The commission shared those concerns, it said in an order issued last week, but a host of factors left it “persuaded that the Woodfin Facility presents benefits that help to balance the cost.”
The first dates back to Duke’s 2015 agreement with community and environmental leaders. The company had proposed a 45-mile transmission line through the Blue Ridge Mountains and a 680-megawatt gas plant to replace its Asheville coal plant. In the face of intense opposition, the company relented, promising instead two smaller gas units, 15 megawatts of solar, and 5 megawatts of battery storage in or near the city. A third “peaking plant,” envisioned to run only when demand is at its height, would be avoided if possible.
Utility commissioners blessed the compact when they permitted the two gas plants and denied preapproval of the peaking plant. They wrote in their 2016 order that they expected Duke to ask for permission to build the Asheville-area storage in a “timely manner” and the solar “as soon as practicable.”

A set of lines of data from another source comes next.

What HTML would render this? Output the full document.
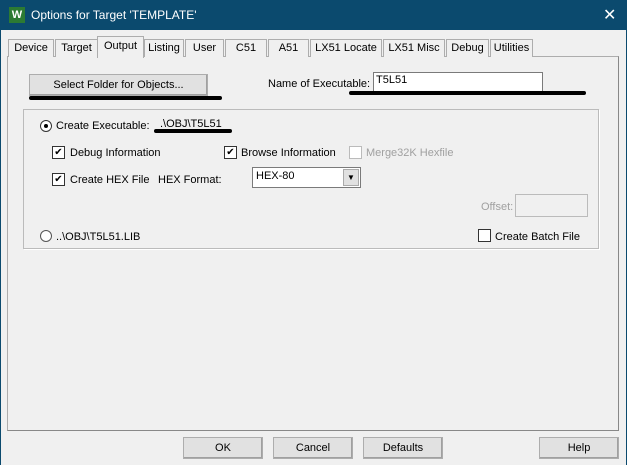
<!DOCTYPE html><html><head><style>
*{box-sizing:border-box}
body{margin:0;width:627px;height:465px;overflow:hidden;background:#f0f0f0;font-family:"Liberation Sans",sans-serif;font-size:11px;color:#000;position:relative}
.a{position:absolute;white-space:nowrap}
.title{left:0;top:0;width:627px;height:30px;background:#0b4a6e;color:#fff;font-size:12px}
.tab{position:absolute;top:39px;height:18px;border:1px solid #adadad;border-bottom:none;background:#f0f0f0;text-align:center;line-height:16px}
.btn{position:absolute;border:1px solid #adadad;background:#e1e1e1;text-align:center;height:22px;line-height:20px;box-shadow:inset -1px -1px #a0a0a0}
.cb{position:absolute;width:13px;height:13px;border:1px solid #333;background:#fff;font-size:10px;line-height:11px;text-align:center}
.bl{position:absolute;height:4px;background:#000;border-radius:2px}
</style></head><body>
<div class="a title"><div class="a" style="left:9px;top:7px;width:16px;height:16px;background:#2c7a33;color:#fff;font-weight:bold;font-size:11px;text-align:center;line-height:16px">W</div><div class="a" style="left:31px;top:8px">Options for Target 'TEMPLATE'</div><div class="a" style="left:603px;top:5px;font-size:16px">✕</div></div>
<div class="a" style="left:0;top:30px;width:1px;height:435px;background:#0b4a6e"></div>
<div class="a" style="left:626px;top:30px;width:1px;height:435px;background:#0b4a6e"></div>
<div class="a" style="left:7px;top:56px;width:612px;height:375px;border:1px solid #adadad;border-right-color:#888;border-bottom-color:#888;background:#f0f0f0"></div>
<div class="tab" style="left:8px;width:46px">Device</div>
<div class="tab" style="left:55px;width:43px">Target</div>
<div class="tab" style="left:144px;width:40px">Listing</div>
<div class="tab" style="left:185px;width:39px">User</div>
<div class="tab" style="left:225px;width:42px">C51</div>
<div class="tab" style="left:268px;width:41px">A51</div>
<div class="tab" style="left:310px;width:72px">LX51 Locate</div>
<div class="tab" style="left:383px;width:62px">LX51 Misc</div>
<div class="tab" style="left:446px;width:43px">Debug</div>
<div class="tab" style="left:490px;width:43px">Utilities</div>
<div class="tab" style="left:97px;top:36px;height:22px;width:47px;line-height:18px;z-index:2">Output</div>
<div class="btn" style="left:29px;top:74px;width:179px">Select Folder for Objects...</div>
<div class="bl" style="left:29px;top:96px;width:193px"></div>
<div class="a" style="left:268px;top:78px">Name of Executable:</div>
<div class="a" style="left:373px;top:72px;width:170px;height:20px;border:1px solid #7a7a7a;background:#fff;padding:1px 2px">T5L51</div>
<div class="bl" style="left:349px;top:91px;width:237px"></div>
<div class="a" style="left:23px;top:109px;width:576px;height:140px;border:1px solid #bbb;box-shadow:1px 1px #fff"></div>
<div class="a" style="left:40px;top:120px;width:12px;height:12px;border:1px solid #333;border-radius:50%;background:#fff"><div class="a" style="left:3px;top:3px;width:4px;height:4px;background:#000;border-radius:50%"></div></div>
<div class="a" style="left:56px;top:120px">Create Executable:</div>
<div class="a" style="left:160px;top:118px">.\OBJ\T5L51</div>
<div class="bl" style="left:154px;top:129px;width:78px"></div>
<div class="cb" style="left:52px;top:146px">✔</div><div class="a" style="left:70px;top:147px">Debug Information</div>
<div class="cb" style="left:224px;top:146px">✔</div><div class="a" style="left:241px;top:147px">Browse Information</div>
<div class="cb" style="left:349px;top:146px;border-color:#bbb"></div><div class="a" style="left:366px;top:147px;color:#a0a0a0">Merge32K Hexfile</div>
<div class="cb" style="left:52px;top:173px">✔</div><div class="a" style="left:70px;top:174px">Create HEX File</div>
<div class="a" style="left:158px;top:174px">HEX Format:</div>
<div class="a" style="left:252px;top:167px;width:109px;height:21px;border:1px solid #7a7a7a;background:#fff;padding:2px 3px">HEX-80<div class="a" style="right:1px;top:1px;width:16px;height:17px;background:#e1e1e1;border:1px solid #aaa;font-size:8px;text-align:center;line-height:15px">▼</div></div>
<div class="a" style="left:481px;top:201px;color:#a0a0a0">Offset:</div>
<div class="a" style="left:515px;top:194px;width:73px;height:23px;border:1px solid #bbb"></div>
<div class="a" style="left:40px;top:230px;width:12px;height:12px;border:1px solid #555;border-radius:50%;background:#fff"></div>
<div class="a" style="left:56px;top:231px">..\OBJ\T5L51.LIB</div>
<div class="cb" style="left:478px;top:229px"></div><div class="a" style="left:495px;top:231px">Create Batch File</div>
<div class="btn" style="left:183px;top:437px;width:80px">OK</div>
<div class="btn" style="left:273px;top:437px;width:80px">Cancel</div>
<div class="btn" style="left:363px;top:437px;width:80px">Defaults</div>
<div class="btn" style="left:539px;top:437px;width:80px">Help</div>
</body></html>
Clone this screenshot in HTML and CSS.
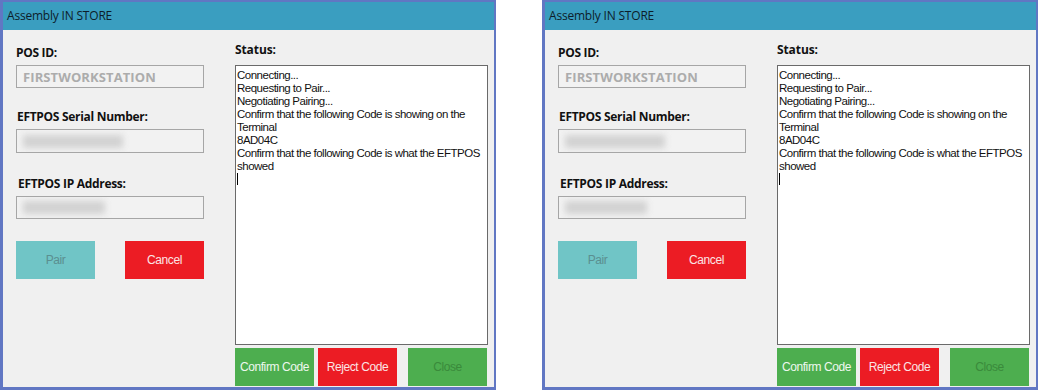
FILE: index.html
```html
<!DOCTYPE html>
<html lang="en">

<head>
    <meta charset="UTF-8">
    <meta name="viewport" content="width=device-width, initial-scale=1.0">
    <title>Assembly IN STORE</title>
    <link rel="stylesheet" href="styles.css">
</head>

<body>
    <div class="shots">
        <div class="window">
            <div class="title_bar">Assembly IN STORE</div>
            <div class="content">
                <div class="form_col">
                    <div class="label first">POS ID:</div>
                    <div class="field"><span class="pos_id">FIRSTWORKSTATION</span></div>
                    <div class="label second">EFTPOS Serial Number:</div>
                    <div class="field tall"><span class="blur serial"></span></div>
                    <div class="label third">EFTPOS IP Address:</div>
                    <div class="field"><span class="blur ip"></span></div>
                    <div class="btn_row">
                        <span class="btn pair">Pair</span>
                        <span class="btn red">Cancel</span>
                    </div>
                </div>
                <div class="status_col">
                    <div class="label status_label">Status:</div>
                    <div class="status_box">Connecting...<br>Requesting to Pair...<br>Negotiating Pairing...<br>Confirm that the following Code is showing on the Terminal<br>8AD04C<br>Confirm that the following Code is what the EFTPOS showed<br><span class="caret"></span></div>
                    <div class="btn_row bottom">
                        <span class="btn green">Confirm Code</span>
                        <span class="btn red">Reject Code</span>
                        <span class="btn green off">Close</span>
                    </div>
                </div>
            </div>
        </div>
        <div class="window">
            <div class="title_bar">Assembly IN STORE</div>
            <div class="content">
                <div class="form_col">
                    <div class="label first">POS ID:</div>
                    <div class="field"><span class="pos_id">FIRSTWORKSTATION</span></div>
                    <div class="label second">EFTPOS Serial Number:</div>
                    <div class="field tall"><span class="blur serial"></span></div>
                    <div class="label third">EFTPOS IP Address:</div>
                    <div class="field"><span class="blur ip"></span></div>
                    <div class="btn_row">
                        <span class="btn pair">Pair</span>
                        <span class="btn red">Cancel</span>
                    </div>
                </div>
                <div class="status_col">
                    <div class="label status_label">Status:</div>
                    <div class="status_box">Connecting...<br>Requesting to Pair...<br>Negotiating Pairing...<br>Confirm that the following Code is showing on the Terminal<br>8AD04C<br>Confirm that the following Code is what the EFTPOS showed<br><span class="caret"></span></div>
                    <div class="btn_row bottom">
                        <span class="btn green">Confirm Code</span>
                        <span class="btn red">Reject Code</span>
                        <span class="btn green off">Close</span>
                    </div>
                </div>
            </div>
        </div>
    </div>
</body>

</html>
```

FILE: styles.css
```css
body {
    margin: 0;
    background: #fff;
    font-family: "Liberation Sans", Arial, sans-serif;
}

.shots {
    display: flex;
    gap: 46px;
    width: 1038px;
    height: 391px;
}

.window {
    width: 496px;
    height: 390px;
    box-sizing: border-box;
    border: 2px solid #6177c3;
    border-left-width: 3px;
    border-bottom-width: 3px;
    background: #f0f0f0;
    display: flex;
    flex-direction: column;
}

.title_bar {
    height: 28px;
    line-height: 27px;
    background: #3a9ec0;
    color: #0d1d2a;
    font-family: "Open Sans", sans-serif;
    font-size: 12px;
    padding-left: 4px;
    letter-spacing: -0.2px;
}

.content {
    display: flex;
    flex: 1;
}

.form_col {
    width: 188px;
    padding-left: 13px;
}

.label {
    font-family: "Open Sans", sans-serif;
    font-weight: bold;
    font-size: 12px;
    line-height: 16px;
    color: #111;
    margin-top: 21px;
    margin-bottom: 4px;
    letter-spacing: -0.3px;
}

.label.first {
    margin-top: 15px;
}

.label.second {
    padding-left: 1px;
}

.label.third {
    margin-top: 23px;
    padding-left: 2px;
}

.field {
    height: 23px;
    box-sizing: border-box;
    border: 1px solid #a6a6a6;
    background: #f2f2f2;
    display: flex;
    align-items: center;
    padding-left: 6px;
    overflow: hidden;
}

.field.tall {
    height: 24px;
}

.pos_id {
    font-family: "Open Sans", sans-serif;
    font-weight: bold;
    font-size: 13px;
    color: #acacac;
    letter-spacing: 0.1px;
}

.blur {
    display: block;
    height: 13px;
    background: #d2d2d2;
    filter: blur(3px);
}

.blur.serial {
    width: 100px;
}

.blur.ip {
    width: 82px;
}

.btn_row {
    display: flex;
    justify-content: space-between;
    margin-top: 22px;
}

.btn {
    width: 79px;
    height: 38px;
    line-height: 38px;
    text-align: center;
    font-size: 12px;
    letter-spacing: -0.4px;
}

.pair {
    background: #70c5c6;
    color: #5b8f90;
}

.red {
    background: #ec1c24;
    color: #fbe4e4;
}

.green {
    background: #4dae4f;
    color: #eef8ee;
}

.green.off {
    color: #3a8a3b;
    margin-left: 7px;
}

.status_col {
    margin-left: 31px;
    width: 253px;
}

.status_label {
    margin-top: 12px;
    margin-bottom: 7px;
    letter-spacing: -0.1px;
}

.status_box {
    height: 280px;
    box-sizing: border-box;
    border: 1px solid #6a6a6a;
    background: #fff;
    padding: 3px 1px 1px;
    font-size: 11.5px;
    line-height: 13px;
    letter-spacing: -0.5px;
    color: #111;
}

.caret {
    display: inline-block;
    width: 1px;
    height: 12px;
    background: #000;
}

.btn_row.bottom {
    margin-top: 3px;
    justify-content: flex-start;
    gap: 4px;
}
```
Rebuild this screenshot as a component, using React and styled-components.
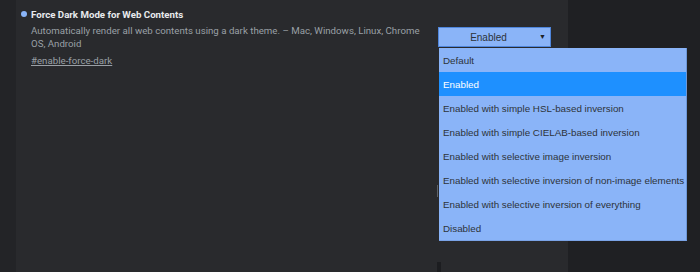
import React from 'react';
import styled, { createGlobalStyle } from 'styled-components';

const options = [
  'Default',
  'Enabled',
  'Enabled with simple HSL-based inversion',
  'Enabled with simple CIELAB-based inversion',
  'Enabled with selective image inversion',
  'Enabled with selective inversion of non-image elements',
  'Enabled with selective inversion of everything',
  'Disabled',
];

const GlobalStyle = createGlobalStyle`
  html, body {
    margin: 0;
    padding: 0;
    background: #1f2023;
    overflow: hidden;
  }
  #root {
    height: 272px;
  }
`;

function App() {
  return (
    <>
      <GlobalStyle />
      <Page>
        <SideStrip />
        <Panel>
          <Experiment>
            <Info>
              <TitleRow>
                <Dot />
                <Title>Force Dark Mode for Web Contents</Title>
              </TitleRow>
              <Description>
                Automatically render all web contents using a dark theme. – Mac, Windows, Linux, Chrome OS, Android
              </Description>
              <Permalink href="#enable-force-dark">#enable-force-dark</Permalink>
            </Info>
            <SelectWrap>
              <SelectBox>
                <span>Enabled</span>
                <Arrow>▼</Arrow>
              </SelectBox>
              <OptionList>
                {options.map((opt, i) => (
                  <Option key={opt} selected={i === 1}>
                    {opt}
                  </Option>
                ))}
              </OptionList>
              <Edge />
            </SelectWrap>
          </Experiment>
          <NextRow>
            <NextSelect />
          </NextRow>
        </Panel>
        <Backdrop />
      </Page>
    </>
  );
}

const Page = styled.div`
  display: flex;
  height: 272px;
  width: 700px;
`;

const SideStrip = styled.div`
  width: 16px;
  background: #232427;
`;

const Panel = styled.div`
  width: 552px;
  background: #292a2d;
  display: flex;
  flex-direction: column;
`;

const Backdrop = styled.div`
  flex: 1;
  background: #1f2023;
`;

const Experiment = styled.div`
  display: flex;
  padding: 7px 0 0 5px;
`;

const Info = styled.div`
  width: 410px;
  display: flex;
  flex-direction: column;
`;

const TitleRow = styled.div`
  display: flex;
  align-items: center;
  gap: 4px;
  height: 14px;
`;

const Dot = styled.span`
  flex-shrink: 0;
  width: 6px;
  height: 6px;
  border-radius: 50%;
  background: #8ab4f8;
`;

const Title = styled.h2`
  margin: 0;
  font-family: Roboto, 'Liberation Sans', sans-serif;
  font-size: 9.7px;
  font-weight: 700;
  color: #e8eaed;
  white-space: nowrap;
`;

const Description = styled.p`
  margin: 3px 0 0 10px;
  font-family: Roboto, 'Liberation Sans', sans-serif;
  font-size: 9.7px;
  line-height: 13px;
  color: #9aa0a6;
  max-width: 400px;
`;

const Permalink = styled.a`
  margin: 4px 0 0 10px;
  font-family: Roboto, 'Liberation Sans', sans-serif;
  font-size: 9.7px;
  line-height: 13px;
  color: #9aa0a6;
  text-decoration: underline;
`;

const SelectWrap = styled.div`
  position: relative;
  margin-top: 20px;
  margin-left: 7px;
`;

const SelectBox = styled.div`
  box-sizing: border-box;
  width: 113px;
  height: 20px;
  padding-right: 12px;
  display: flex;
  align-items: center;
  justify-content: center;
  position: relative;
  background: #8ab4f8;
  border: 1px solid #4f86dc;
  font-family: 'Liberation Sans', Arial, sans-serif;
  font-size: 10px;
  color: #2d3338;
`;

const Arrow = styled.span`
  position: absolute;
  right: 4px;
  top: 5px;
  font-size: 7px;
  color: #202124;
`;

const OptionList = styled.ul`
  position: absolute;
  top: 21px;
  left: 1px;
  width: 247px;
  margin: 0;
  padding: 0;
  list-style: none;
  background: #8ab4f8;
  border-right: 1px solid #6d97d8;
  border-bottom: 1px solid #7aa3e6;
  overflow: hidden;
  z-index: 2;
`;

const Option = styled.li`
  height: 24px;
  display: flex;
  align-items: center;
  padding-left: 4px;
  font-family: 'Liberation Sans', Arial, sans-serif;
  font-size: 9.8px;
  white-space: nowrap;
  overflow: hidden;
  color: ${(p) => (p.selected ? '#ffffff' : '#2d3338')};
  background: ${(p) => (p.selected ? '#1e90ff' : 'transparent')};
`;

const Edge = styled.span`
  position: absolute;
  left: -1px;
  top: 158px;
  width: 1px;
  height: 12px;
  background: #5f6368;
`;

const NextRow = styled.div`
  margin-top: auto;
  padding-left: 421px;
  height: 10px;
`;

const NextSelect = styled.div`
  width: 4px;
  height: 10px;
  background: #1c1d20;
`;

export default App;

That order didn’t constitute preapproval of the Woodfin solar project, commissioners wrote in their recent decision, but it did direct Duke and the Buncombe community to “work together in solving the energy needs and challenges facing the region.” The project, they concluded, is “consistent” with both the 2016 order and the commission’s “directive to engage with the community in planning for the energy transition.”
For Commissioner Dan Clodfelter, the 2016 order was the only reason to permit the project, writing in a separate concurring opinion: “The fact that this project is brought forward in fulfillment of commitments made … is dispositive, though only just barely so.”
The panel also gave Duke and the county credit for working to lower the costs as much as they were able, with the latter proposing to offer the landfill site effectively rent-free. It noted the dearth of expansive flat land, already cleared of trees, in the mountainous region of western North Carolina. It acknowledged that building new transmission lines had already and would again face local opposition. And it allowed that Duke could learn a valuable lesson from building and operating a solar farm on top of a landfill.
“The majority was trying to find a reason to justify granting” the application, observed Ledford.
But the commission’s justifications focused on the “unique facts” of the Woodfin solar farm, and explicitly discounted what Buncombe has in common with nearly two dozen other communities around the state: a 100% renewable energy target.
This approval, the panel said, “should not be cited by utilities to support a future project, where the only driver is attainment of local renewable energy goals, under the same cost allocation paradigm.”
In his concurring opinion, Clodfelter called these local targets “ambitious, and laudable,” but said his panel’s job was to focus on statewide objectives. “The Commission should not encourage any expectation by local governments that it will assist them in meeting their own, possibly different, goals,” he wrote, “by allowing them to shift costs from their local taxpayers to ratepayers of the utilities regulated by the Commission.”
Indeed, many cities and counties see the achievement of their goals as inextricably linked to how and whether the commission steers Duke as a whole toward evermore renewable energy: They’re commenting and intervening in record numbers on the company’s 15-year plan, which has been largely panned for its lackluster approach to solar, wind, efficiency and battery storage and its over-reliance on gas.
For Ledford and other clean energy advocates, arguments about cost-effectiveness ignore a crucial fact: The avoided cost rate is now set unreasonably low by policy and is unattainable for all but the largest solar projects.
The figure, set every two years by the commission, had previously incorporated avoided fuel costs and “avoided capacity,” the price for new infrastructure like a gas plant or a transmission line. But a wide-ranging solar law enacted in 2017 drastically limited how much avoided capacity could be factored into the rate for solar-only projects.
Combined with declining fuel costs, the change caused the benchmark to plummet more than 40%, falling from 5.5 cents per kilowatt-hour for a 10-year, fixed-price contract to just over 3 cents. As a result, Ledford said, “It’s almost impossible to do a project at or below avoided cost.”
Duke acknowledges the conundrum, at least for the Asheville area. “We made a promise for the 15 megawatts in that region,” said company spokesperson Randy Wheeless. As for future permission slips from the commission, “if the only threshold is that it has to be below avoided cost, that’s going to be tough to meet.”